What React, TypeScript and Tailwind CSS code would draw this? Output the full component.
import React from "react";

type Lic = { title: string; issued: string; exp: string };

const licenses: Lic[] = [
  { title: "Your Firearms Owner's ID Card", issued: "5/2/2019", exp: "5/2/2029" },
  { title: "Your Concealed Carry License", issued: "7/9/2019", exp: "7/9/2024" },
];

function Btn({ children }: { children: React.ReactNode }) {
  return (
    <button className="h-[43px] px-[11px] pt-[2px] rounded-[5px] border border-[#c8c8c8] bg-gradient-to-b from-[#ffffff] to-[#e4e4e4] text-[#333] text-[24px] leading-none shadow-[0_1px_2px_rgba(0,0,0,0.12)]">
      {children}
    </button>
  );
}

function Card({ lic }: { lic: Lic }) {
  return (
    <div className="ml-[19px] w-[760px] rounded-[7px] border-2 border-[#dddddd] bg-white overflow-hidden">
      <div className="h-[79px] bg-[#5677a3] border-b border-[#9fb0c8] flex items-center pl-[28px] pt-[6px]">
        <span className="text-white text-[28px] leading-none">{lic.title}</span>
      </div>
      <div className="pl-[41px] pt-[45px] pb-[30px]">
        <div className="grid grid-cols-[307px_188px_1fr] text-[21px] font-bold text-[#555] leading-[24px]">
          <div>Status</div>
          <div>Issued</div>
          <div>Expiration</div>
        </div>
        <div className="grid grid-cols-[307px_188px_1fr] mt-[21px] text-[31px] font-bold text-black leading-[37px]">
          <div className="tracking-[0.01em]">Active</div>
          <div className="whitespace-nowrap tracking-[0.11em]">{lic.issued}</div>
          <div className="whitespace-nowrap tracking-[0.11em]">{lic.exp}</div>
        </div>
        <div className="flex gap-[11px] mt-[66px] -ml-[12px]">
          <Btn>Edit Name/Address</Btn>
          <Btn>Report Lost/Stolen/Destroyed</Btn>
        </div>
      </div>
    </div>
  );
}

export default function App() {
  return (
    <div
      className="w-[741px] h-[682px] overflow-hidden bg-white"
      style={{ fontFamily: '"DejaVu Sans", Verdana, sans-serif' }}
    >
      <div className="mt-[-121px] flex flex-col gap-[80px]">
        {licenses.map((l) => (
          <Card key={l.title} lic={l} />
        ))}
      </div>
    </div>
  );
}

----------------------------------------

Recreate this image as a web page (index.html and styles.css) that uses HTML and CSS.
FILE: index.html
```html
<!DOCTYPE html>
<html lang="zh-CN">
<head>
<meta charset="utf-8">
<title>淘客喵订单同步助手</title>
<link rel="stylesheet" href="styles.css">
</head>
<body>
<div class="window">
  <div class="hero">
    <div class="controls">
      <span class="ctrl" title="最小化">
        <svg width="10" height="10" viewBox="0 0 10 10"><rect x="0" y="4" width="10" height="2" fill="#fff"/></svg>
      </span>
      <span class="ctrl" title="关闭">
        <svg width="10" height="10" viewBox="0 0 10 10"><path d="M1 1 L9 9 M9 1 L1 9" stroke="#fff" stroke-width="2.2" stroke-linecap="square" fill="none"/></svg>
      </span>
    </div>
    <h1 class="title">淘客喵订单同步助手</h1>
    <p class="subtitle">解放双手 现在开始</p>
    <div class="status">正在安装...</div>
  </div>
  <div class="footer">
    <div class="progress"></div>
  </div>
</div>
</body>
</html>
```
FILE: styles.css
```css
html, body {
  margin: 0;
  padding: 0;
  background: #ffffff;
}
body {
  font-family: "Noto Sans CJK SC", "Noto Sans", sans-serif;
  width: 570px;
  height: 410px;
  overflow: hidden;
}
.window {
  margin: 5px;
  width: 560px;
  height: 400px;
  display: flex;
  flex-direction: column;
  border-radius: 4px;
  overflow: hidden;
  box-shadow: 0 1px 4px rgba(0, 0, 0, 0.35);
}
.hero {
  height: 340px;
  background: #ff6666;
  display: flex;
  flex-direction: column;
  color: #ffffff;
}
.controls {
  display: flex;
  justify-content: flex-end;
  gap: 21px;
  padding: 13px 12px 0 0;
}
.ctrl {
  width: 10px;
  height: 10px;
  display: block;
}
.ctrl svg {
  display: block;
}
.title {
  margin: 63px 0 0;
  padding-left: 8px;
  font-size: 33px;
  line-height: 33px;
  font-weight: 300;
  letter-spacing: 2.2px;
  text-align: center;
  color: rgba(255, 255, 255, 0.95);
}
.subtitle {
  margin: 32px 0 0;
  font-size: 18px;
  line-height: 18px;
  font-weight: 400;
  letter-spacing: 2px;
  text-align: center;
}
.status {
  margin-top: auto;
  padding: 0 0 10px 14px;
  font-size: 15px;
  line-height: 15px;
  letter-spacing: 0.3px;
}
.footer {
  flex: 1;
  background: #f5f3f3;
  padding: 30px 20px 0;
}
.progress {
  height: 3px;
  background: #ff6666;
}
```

----------------------------------------

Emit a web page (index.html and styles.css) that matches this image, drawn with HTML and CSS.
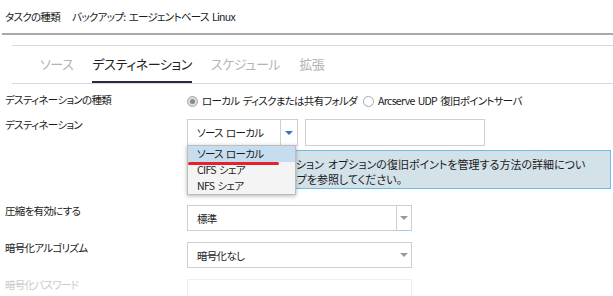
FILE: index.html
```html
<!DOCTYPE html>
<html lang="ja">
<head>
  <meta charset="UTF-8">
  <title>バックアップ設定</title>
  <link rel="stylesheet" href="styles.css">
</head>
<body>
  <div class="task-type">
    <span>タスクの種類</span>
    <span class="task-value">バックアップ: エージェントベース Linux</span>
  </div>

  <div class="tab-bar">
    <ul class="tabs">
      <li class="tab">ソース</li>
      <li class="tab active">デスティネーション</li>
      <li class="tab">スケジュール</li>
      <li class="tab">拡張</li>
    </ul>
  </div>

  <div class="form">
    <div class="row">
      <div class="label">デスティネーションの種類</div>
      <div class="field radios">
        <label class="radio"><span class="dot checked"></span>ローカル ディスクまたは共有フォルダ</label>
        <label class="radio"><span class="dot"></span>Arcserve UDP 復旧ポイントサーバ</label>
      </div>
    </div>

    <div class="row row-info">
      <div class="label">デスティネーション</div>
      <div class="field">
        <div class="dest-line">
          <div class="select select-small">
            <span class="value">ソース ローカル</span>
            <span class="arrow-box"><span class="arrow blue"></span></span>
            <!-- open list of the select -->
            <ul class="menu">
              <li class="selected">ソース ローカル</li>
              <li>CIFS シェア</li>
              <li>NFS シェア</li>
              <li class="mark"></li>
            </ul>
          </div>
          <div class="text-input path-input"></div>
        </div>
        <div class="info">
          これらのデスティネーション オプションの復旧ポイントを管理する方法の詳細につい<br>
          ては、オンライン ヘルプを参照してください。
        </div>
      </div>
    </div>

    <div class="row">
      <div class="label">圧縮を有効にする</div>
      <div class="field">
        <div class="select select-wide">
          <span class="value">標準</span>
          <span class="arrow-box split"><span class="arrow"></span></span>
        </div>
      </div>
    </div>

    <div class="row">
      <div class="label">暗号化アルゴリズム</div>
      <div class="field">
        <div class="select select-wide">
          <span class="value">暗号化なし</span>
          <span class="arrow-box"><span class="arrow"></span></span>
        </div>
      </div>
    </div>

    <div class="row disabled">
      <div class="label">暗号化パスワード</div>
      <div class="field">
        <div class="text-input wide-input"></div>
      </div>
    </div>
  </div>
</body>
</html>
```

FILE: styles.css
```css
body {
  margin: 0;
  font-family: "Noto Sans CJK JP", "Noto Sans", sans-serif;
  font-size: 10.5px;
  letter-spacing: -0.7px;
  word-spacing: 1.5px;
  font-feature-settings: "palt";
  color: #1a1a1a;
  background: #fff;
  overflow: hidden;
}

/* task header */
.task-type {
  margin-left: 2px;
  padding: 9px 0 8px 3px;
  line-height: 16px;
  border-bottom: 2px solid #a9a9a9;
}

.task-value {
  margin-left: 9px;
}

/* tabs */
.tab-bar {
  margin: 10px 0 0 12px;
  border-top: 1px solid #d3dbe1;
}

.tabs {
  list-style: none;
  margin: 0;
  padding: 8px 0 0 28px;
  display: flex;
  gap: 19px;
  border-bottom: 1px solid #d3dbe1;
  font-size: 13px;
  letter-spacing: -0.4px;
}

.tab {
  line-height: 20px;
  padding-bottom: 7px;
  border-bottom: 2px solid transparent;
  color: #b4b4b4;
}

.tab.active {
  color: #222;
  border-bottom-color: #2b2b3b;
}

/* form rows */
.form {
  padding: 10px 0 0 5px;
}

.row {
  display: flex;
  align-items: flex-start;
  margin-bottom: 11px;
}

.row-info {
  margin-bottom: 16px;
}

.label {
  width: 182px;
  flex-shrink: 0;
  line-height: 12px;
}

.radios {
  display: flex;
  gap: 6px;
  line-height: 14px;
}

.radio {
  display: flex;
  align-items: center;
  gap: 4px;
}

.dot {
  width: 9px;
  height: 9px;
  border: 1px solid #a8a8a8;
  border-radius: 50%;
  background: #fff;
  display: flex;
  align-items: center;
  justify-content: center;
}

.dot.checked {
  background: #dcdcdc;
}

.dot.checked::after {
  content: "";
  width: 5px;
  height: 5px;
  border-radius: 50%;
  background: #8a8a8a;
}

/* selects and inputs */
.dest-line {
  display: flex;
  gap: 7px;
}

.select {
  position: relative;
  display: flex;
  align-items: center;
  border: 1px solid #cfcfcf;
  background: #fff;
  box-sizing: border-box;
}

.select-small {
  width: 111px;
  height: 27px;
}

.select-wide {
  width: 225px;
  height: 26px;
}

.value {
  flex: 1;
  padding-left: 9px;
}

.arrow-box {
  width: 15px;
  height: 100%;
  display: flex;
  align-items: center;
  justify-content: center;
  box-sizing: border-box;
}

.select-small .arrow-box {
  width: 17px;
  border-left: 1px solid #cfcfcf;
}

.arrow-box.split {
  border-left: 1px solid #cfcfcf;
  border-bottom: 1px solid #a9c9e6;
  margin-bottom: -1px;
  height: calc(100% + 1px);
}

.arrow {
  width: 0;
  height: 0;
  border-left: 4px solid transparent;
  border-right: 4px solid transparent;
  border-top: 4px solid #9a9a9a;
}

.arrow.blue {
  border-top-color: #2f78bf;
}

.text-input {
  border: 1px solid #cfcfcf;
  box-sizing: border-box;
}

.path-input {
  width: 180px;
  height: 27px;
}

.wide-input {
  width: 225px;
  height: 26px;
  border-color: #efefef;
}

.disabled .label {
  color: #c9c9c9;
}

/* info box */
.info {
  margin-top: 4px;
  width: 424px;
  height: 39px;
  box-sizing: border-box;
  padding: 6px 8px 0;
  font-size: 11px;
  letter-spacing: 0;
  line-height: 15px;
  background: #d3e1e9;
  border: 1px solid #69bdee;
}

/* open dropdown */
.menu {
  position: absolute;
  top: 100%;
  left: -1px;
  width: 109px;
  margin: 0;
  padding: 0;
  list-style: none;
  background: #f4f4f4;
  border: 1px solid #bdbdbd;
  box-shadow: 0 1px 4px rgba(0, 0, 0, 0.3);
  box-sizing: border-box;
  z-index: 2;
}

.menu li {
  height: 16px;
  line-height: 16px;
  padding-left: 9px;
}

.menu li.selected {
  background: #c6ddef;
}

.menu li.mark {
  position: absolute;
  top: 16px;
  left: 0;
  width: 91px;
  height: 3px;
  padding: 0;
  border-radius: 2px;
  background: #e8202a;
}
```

----------------------------------------

• WHAT YOU ARE ASKED TO DO: List the lines that contain the word "React".

• COMPLETE RESPONSE:
What React, TypeScript and Tailwind CSS code would draw this? Output the full component.
import React from "react";
function Btn({ children }: { children: React.ReactNode }) {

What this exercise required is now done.